From Her Journal

Woman Journaling

We recently had an adoptive mama share some of her jotted down journal notes from one of the “hard days” when adoption weighs more heavily on her heart. Having walked this path with so many adoptive families, we are well aware that, just like life, nothing is as simple as a happily-ever-after fairy tale. But we are also aware of the beautiful network of support in the adoption community and the strength that comes from hearing someone validate your experiences. With that in mind, we asked permission to share her thoughts and words to possibly support, inspire, educate, encourage, and challenge others who choose to read it:

Adoption is hard – beautiful, miraculous, and tragic all wrapped up with a pretty bow. The big picture involves happiness, child milestones, and birthday parties. But adoption is a lifelong choice chosen daily as you wake up. Every day I will celebrate adoption, while I also face the looks, stares, and hurtful/inappropriate questions from strangers. And I will smile and look down into my little one’s eyes and say you are loved, special, and adoption is just one piece of a larger puzzle that makes up who you are.

Adoption to me is a silent, solemn vow to put my selfish thoughts and worries to the side. My child’s thoughts of themself, the world, and where they began is my number one priority. Telling them about their birth mom and family with age appropriate descriptions and truth. Stopping whatever I am doing no matter what time of day if an adoption related question is asked. They may be my children, but it is my responsibility to the world and my kids to assist in raising human beings that will one day walk out of my door to begin their own life and contribute good, kindness, and knowledge. It is my responsibility to not let them walk away from me with questions, worries, traumas, and thoughts of being lied to.
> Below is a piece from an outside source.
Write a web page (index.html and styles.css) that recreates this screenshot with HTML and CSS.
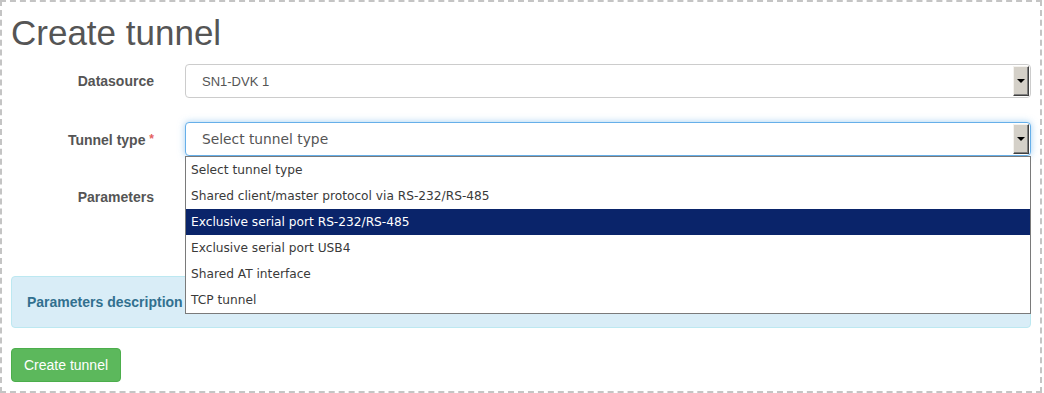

Trauma is inevitable – their life began with a loss – but we all have our own baggage, and I strive to learn and help them find ways to cope and understand. I get to be the one who tells them the story of how they came to be. I get to celebrate the joy and love that surrounds adoption. I get to be the person that holds them and comforts them when the hard questions get asked. My beautiful, miraculous babies were handed to me by a woman that gave birth to them, chose life for them, and then selflessly handed them to a stranger to raise, love, and nurture. I owe it to, not only my children, but to their birth mom to do my very best. She entrusted me with a most precious piece of her.

Adoption is hard, beautifully hard – it can bring me to my knees or have me jumping for joy. I choose adoption, today and for the rest of my days. And the days when the questions are too much, or it feels extra hard, I take a breath, say a prayer and begin again the next day.